A grant has allowed the Lacey Fire Department to restaff Station 35.
Twelve new firefighters are going through an in-house academy, an option never before used by the district.
Usually firefighters go through Bates Fire Recruit Academy in Tacoma or the state-run Fire Training Academy in North Bend.
In training Wednesday, a firefighter was cautious as he approached a metal Dumpster that reeked of propane. All it took was the touch of a metal pole with a lit emergency flare fixed on the end for the propane to ignite.
About four other firefighters walked up, hose in hand, to douse the roaring flames.
They were part of a crew of 10 men and two women hired by Lacey Fire District 3 with the help of a $2.4 million federal grant to staff the district’s empty Willamette Drive station.
Nine of the new hires were already volunteers with the department. Three others were about to be laid off or were already laid off due to budget cuts from another departments.
Crews were removed from Station 35 in April 2012 because of budget constraints, increasing the average response time to the area by two minutes because firefighters and medics responded from the Steilacoom Road station.
It was the second time the station had closed in three years.
The $2.4 million Staffing for Adequate Fire and Emergency Response grant covers the cost to hire, train and pay the new 12-person crew for two years. Where the funding would come from after that is unknown.
That fact hasn’t fazed the new hires.
“We will worry about the two years when it comes,” said Jake Hunter of Tumwater, who previously volunteered with Lacey for two months. “We will knock on doors, do what we have to do to prolong our careers.”
Chief Steve Brooks is focused on getting his new crew up to speed.
Because of the time constrains with the grant funding, which started in mid-March, Brooks said the state agreed to work with them to put on an in-house academy with live fire training at the Mark Noble Regional Fire Training Center off Fones Road.
The firefighters do their classroom training at the Hawks Prairie station.
The recruits are in the middle of the fifth week of their 10-week academy training, which includes at least 32 hours of live-fire training.
Because the new firefighters are training with Lacey equipment from the start, Lt.
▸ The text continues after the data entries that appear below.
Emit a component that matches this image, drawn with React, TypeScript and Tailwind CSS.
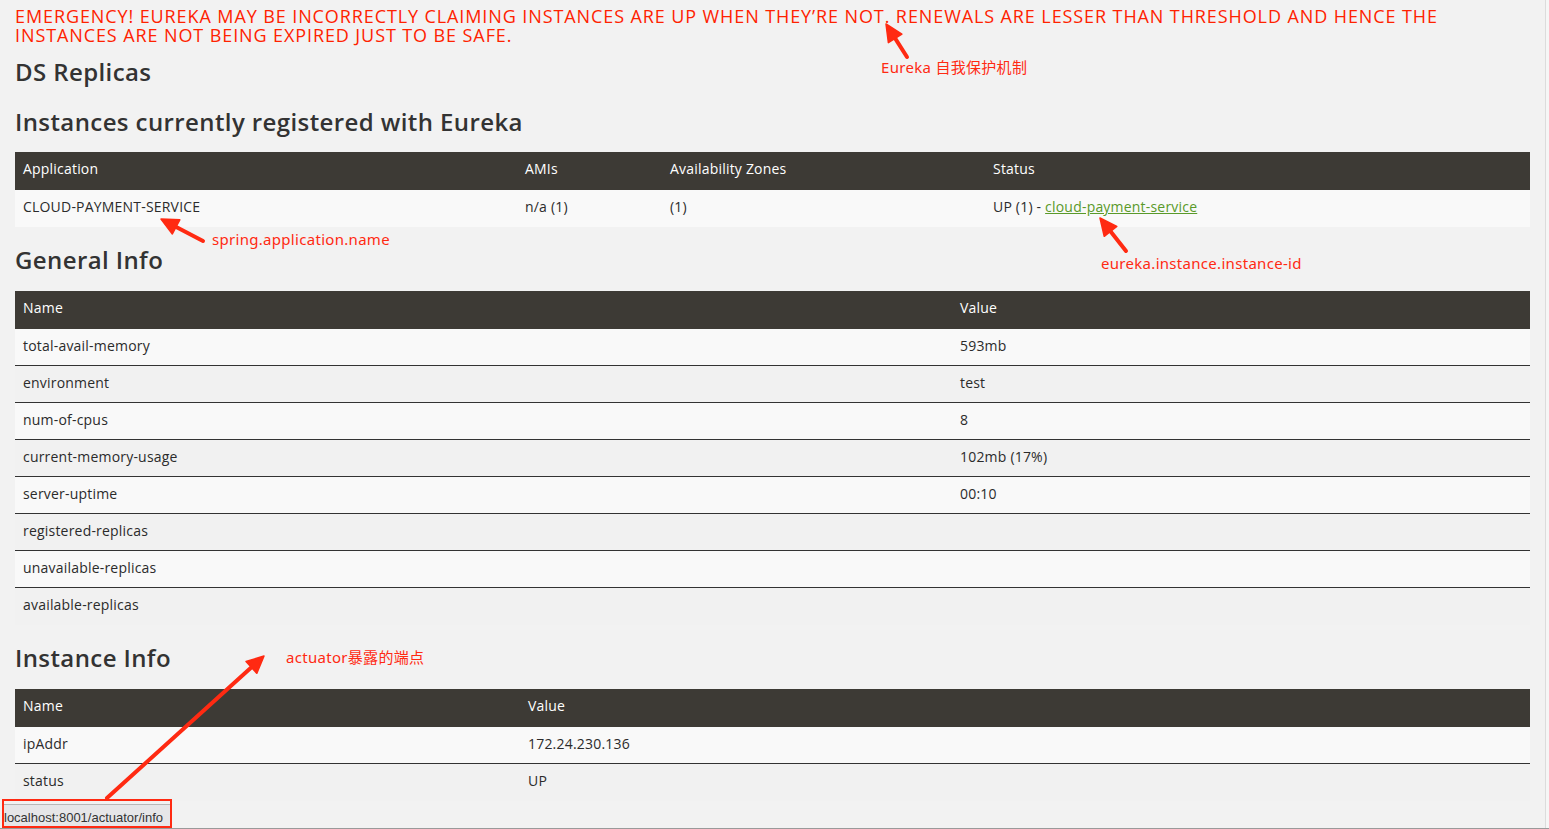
import React from "react";

const headFont = { fontFamily: '"Open Sans", "Noto Sans", sans-serif' };
const noteFont = '"Noto Sans", "Noto Sans CJK SC", sans-serif';

type Pt = [number, number];

function Arrow({ from, to }: { from: Pt; to: Pt }) {
  const dx = to[0] - from[0];
  const dy = to[1] - from[1];
  const len = Math.hypot(dx, dy);
  const ux = dx / len;
  const uy = dy / len;
  const hl = 17;
  const hw = 8;
  const bx = to[0] - ux * hl;
  const by = to[1] - uy * hl;
  const px = -uy;
  const py = ux;
  const pts = `${to[0]},${to[1]} ${bx + px * hw},${by + py * hw} ${bx - px * hw},${by - py * hw}`;
  return (
    <g>
      <line x1={from[0]} y1={from[1]} x2={bx + ux * 2} y2={by + uy * 2} stroke="#ff2a12" strokeWidth={4} strokeLinecap="round" />
      <polygon points={pts} fill="#ff2a12" stroke="#ff2a12" strokeWidth={1.5} strokeLinejoin="round" />
    </g>
  );
}

function Note({ x, y, children }: { x: number; y: number; children: React.ReactNode }) {
  return (
    <text x={x} y={y} fill="#ff2a12" fontSize={15} letterSpacing={0.3} fontFamily={noteFont}>
      {children}
    </text>
  );
}

function Header({ cols, grid }: { cols: string[]; grid: string }) {
  return (
    <div className={`grid ${grid} h-[38px] items-center pb-[5px] bg-[#3d3a35] text-white text-[14px] tracking-[0.2px]`}>
      {cols.map((c, i) => (
        <div key={i} className="px-2">
          {c}
        </div>
      ))}
    </div>
  );
}

function Row({ cells, grid, odd, border }: { cells: React.ReactNode[]; grid: string; odd: boolean; border: boolean }) {
  return (
    <div
      className={`grid ${grid} h-[37px] items-center pb-[4px] text-[14px] tracking-[0.2px] text-[#2b2b2b] ${odd ? "bg-[#f9f9f9]" : "bg-[#f1f1f1]"} ${border ? "border-b border-[#333]" : ""}`}
    >
      {cells.map((c, i) => (
        <div key={i} className="px-2">
          {c}
        </div>
      ))}
    </div>
  );
}

const general: [string, string][] = [
  ["total-avail-memory", "593mb"],
  ["environment", "test"],
  ["num-of-cpus", "8"],
  ["current-memory-usage", "102mb (17%)"],
  ["server-uptime", "00:10"],
  ["registered-replicas", ""],
  ["unavailable-replicas", ""],
  ["available-replicas", ""],
];

const h2 = "text-[24px] leading-[30px] font-semibold tracking-[0.4px] text-[#333]";

export default function App() {
  return (
    <div className="relative h-[829px] w-full overflow-hidden bg-[#f2f2f2] flex" style={headFont}>
      <div className="flex-1 flex flex-col px-[15px] pt-[7px]">
        <div className="text-[18px] leading-[19px] text-[#ff2200] uppercase tracking-[0.9px]">
          EMERGENCY! EUREKA MAY BE INCORRECTLY CLAIMING INSTANCES ARE UP WHEN THEY’RE NOT. RENEWALS ARE LESSER THAN THRESHOLD AND HENCE THE INSTANCES ARE NOT BEING EXPIRED JUST TO BE SAFE.
        </div>
        <h2 className={`mt-[12px] ${h2}`}>DS Replicas</h2>
        <h2 className={`mt-[20px] ${h2}`}>Instances currently registered with Eureka</h2>
        <div className="mt-[15px]">
          <Header cols={["Application", "AMIs", "Availability Zones", "Status"]} grid="grid-cols-[502px_145px_323px_1fr]" />
          <Row
            grid="grid-cols-[502px_145px_323px_1fr]"
            odd
            border={false}
            cells={[
              "CLOUD-PAYMENT-SERVICE",
              "n/a (1)",
              "(1)",
              <span>
                UP (1) - <span className="text-[#5a9a2a] underline">cloud-payment-service</span>
              </span>,
            ]}
          />
        </div>
        <h2 className={`mt-[18px] ${h2}`}>General Info</h2>
        <div className="mt-[16px]">
          <Header cols={["Name", "Value"]} grid="grid-cols-[937px_1fr]" />
          {general.map((r, i) => (
            <Row key={r[0]} grid="grid-cols-[937px_1fr]" odd={i % 2 === 0} border={i < general.length - 1} cells={[r[0], r[1]]} />
          ))}
        </div>
        <h2 className={`mt-[18px] ${h2}`}>Instance Info</h2>
        <div className="mt-[16px]">
          <Header cols={["Name", "Value"]} grid="grid-cols-[505px_1fr]" />
          <Row grid="grid-cols-[505px_1fr]" odd border cells={["ipAddr", "172.24.230.136"]} />
          <Row grid="grid-cols-[505px_1fr]" odd={false} border={false} cells={["status", "UP"]} />
        </div>
      </div>
      <div className="w-[4px] border-l border-[#dcdcdc] bg-[#f6f6f6]" />

      {/* browser status bar tooltip with annotation outline */}
      <div className="absolute left-0 right-0 bottom-0 h-[30px] border-b border-[#9a9a9a]">
        <div className="ml-[2px] h-full w-[170px] border-2 border-[#ff2a12] flex items-end">
          <div
            className="h-[22px] w-[166px] bg-[#e6e6e8] border-t border-[#b8b8b8] flex items-center pt-[4px] text-[13px] text-[#333]"
            style={{ fontFamily: '"Liberation Sans", Arial, sans-serif' }}
          >
            localhost:8001/actuator/info
          </div>
        </div>
      </div>

      {/* annotations */}
      <svg className="absolute inset-0 pointer-events-none" width="1549" height="829">
        <Arrow from={[907, 57]} to={[886, 24]} />
        <Arrow from={[203, 241]} to={[161, 219]} />
        <Arrow from={[1126, 251]} to={[1100, 218]} />
        <Arrow from={[107, 798]} to={[264, 656]} />
        <Note x={881} y={73}>Eureka 自我保护机制</Note>
        <Note x={212} y={245}>spring.application.name</Note>
        <Note x={1101} y={269}>eureka.instance.instance-id</Note>
        <Note x={286} y={663}>actuator暴露的端点</Note>
      </svg>
    </div>
  );
}
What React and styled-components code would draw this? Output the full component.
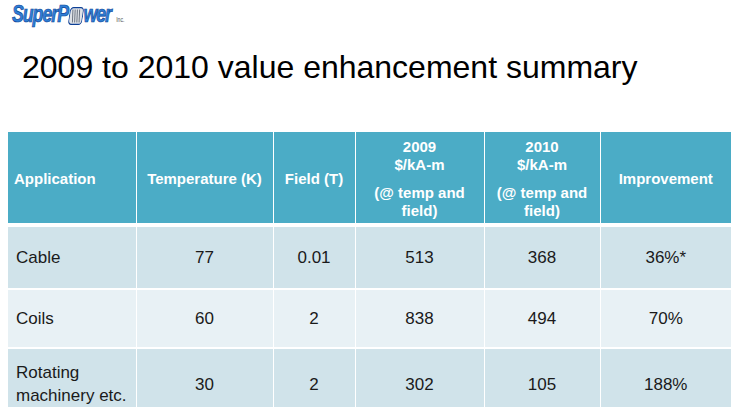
import styled, { createGlobalStyle } from "styled-components";

const GlobalStyle = createGlobalStyle`
  html, body {
    margin: 0;
    padding: 0;
    background: #ffffff;
    overflow: hidden;
  }
  body {
    font-family: "Liberation Sans", Arial, sans-serif;
  }
`;

const Page = styled.div`
  width: 732px;
  height: 407px;
  overflow: hidden;
  display: flex;
  flex-direction: column;
`;

const LogoRow = styled.div`
  display: flex;
  align-items: flex-end;
  height: 30px;
  padding-left: 12px;
`;

const Brand = styled.div`
  display: flex;
  align-items: center;
  transform: scaleX(0.74);
  transform-origin: left bottom;
`;

const Word = styled.span`
  font-size: 24px;
  font-weight: 700;
  font-style: italic;
  letter-spacing: -1.4px;
  color: #2f7fd6;
  -webkit-text-stroke: 0.7px #0d3f95;
  line-height: 28px;
`;

const Inc = styled.span`
  font-size: 7px;
  color: #555;
  line-height: 10px;
  margin: 12px 0 0 7px;
`;

const Title = styled.h1`
  margin: 19px 0 0 22px;
  font-size: 32px;
  font-weight: 400;
  line-height: 40px;
  color: #000;
`;

const Table = styled.table`
  margin: 45px 0 0 8px;
  width: 723px;
  border-collapse: collapse;
  table-layout: fixed;
`;

const HeadCell = styled.th`
  background: #4bacc6;
  color: #ffffff;
  font-size: 15px;
  font-weight: 700;
  height: 88px;
  padding: 3px 6px 0;
  text-align: ${(p) => (p.$left ? "left" : "center")};
  line-height: 18px;
  border-right: 1px solid #ffffff;
  border-bottom: 4px solid #ffffff;
  &:last-child {
    border-right: none;
  }
`;

const Para = styled.div`
  & + & {
    margin-top: 10px;
  }
`;

const Row = styled.tr`
  background: ${(p) => (p.$alt ? "#e8f1f5" : "#d0e3ea")};
  height: ${(p) => p.$h}px;
`;

const Cell = styled.td`
  font-size: 17px;
  color: #1a1a1a;
  padding: 0 8px;
  line-height: 23px;
  text-align: ${(p) => (p.$left ? "left" : "center")};
  border-right: 1px solid #ffffff;
  border-bottom: 2px solid #ffffff;
  &:last-child {
    border-right: none;
  }
`;

const Tire = () => (
  <svg width="19" height="18" viewBox="0 0 19 18" style={{ margin: "3px 1px 0", transform: "skewX(-12deg)" }}>
    <rect x="0.6" y="0.6" width="17.8" height="16.8" rx="4" fill="#dfe3e8" stroke="#0d3f95" strokeWidth="1.2" />
    {[4, 7, 10, 13].map((x) => (
      <line key={x} x1={x} y1="2.5" x2={x + 2} y2="15.5" stroke="#6b7380" strokeWidth="1.3" />
    ))}
  </svg>
);

const widths = [128, 137, 82, 129, 116, 131];

const rows = [
  { h: 64, cells: ["Cable", "77", "0.01", "513", "368", "36%*"] },
  { h: 59, alt: true, cells: ["Coils", "60", "2", "838", "494", "70%"] },
  { h: 72, cells: [<>Rotating<br />machinery etc.</>, "30", "2", "302", "105", "188%"] },
];

export default function App() {
  return (
    <Page>
      <GlobalStyle />
      <LogoRow>
        <Brand>
          <Word>SuperP</Word>
          <Tire />
          <Word>wer</Word>
          <Inc>Inc.</Inc>
        </Brand>
      </LogoRow>
      <Title>2009 to 2010 value enhancement summary</Title>
      <Table>
        <colgroup>
          {widths.map((w, i) => (
            <col key={i} style={{ width: w }} />
          ))}
        </colgroup>
        <thead>
          <tr>
            <HeadCell $left>Application</HeadCell>
            <HeadCell>Temperature (K)</HeadCell>
            <HeadCell>Field (T)</HeadCell>
            <HeadCell>
              <Para>2009<br />$/kA-m</Para>
              <Para>(@ temp and field)</Para>
            </HeadCell>
            <HeadCell>
              <Para>2010<br />$/kA-m</Para>
              <Para>(@ temp and field)</Para>
            </HeadCell>
            <HeadCell>Improvement</HeadCell>
          </tr>
        </thead>
        <tbody>
          {rows.map((r, i) => (
            <Row key={i} $alt={r.alt} $h={r.h}>
              {r.cells.map((c, j) => (
                <Cell key={j} $left={j === 0}>
                  {c}
                </Cell>
              ))}
            </Row>
          ))}
        </tbody>
      </Table>
    </Page>
  );
}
Ryan Cox said it will take less time to get them active in the field.
“Usually we have a mini-academy after the state academy to evaluate their skills and fine tune them to what we do,” Cox said. “It’s a lot more efficient this way.”
Cox has been the driving force behind coordinating the academy. The class still has to go to the North Bend academy for live-fire training in flammable liquids.
Hunter paid his own way through academy training to make himself more marketable. He graduated in November.
With a wife and two children at home, Hunter is happy to get his career going after years working full time as a restaurant manager and firefighting as a volunteer for more than two years.
Hunter and the other 11 firefighters each have some level of training. The focus of the academy is to get them all on the same page, as well as build on teamwork.
“The camaraderie we are going to develop over these weeks is second to none,” Hunter said. “It’s a team sport.”
The recruits are set to graduate June 15. After they are integrated into their shifts, Station 35 is expected to open around June 29 with a single engine three-person team.
The next step will be finding funding options to keep the new firefighters. Brooks said those options could range from more grants to voter approved initiatives.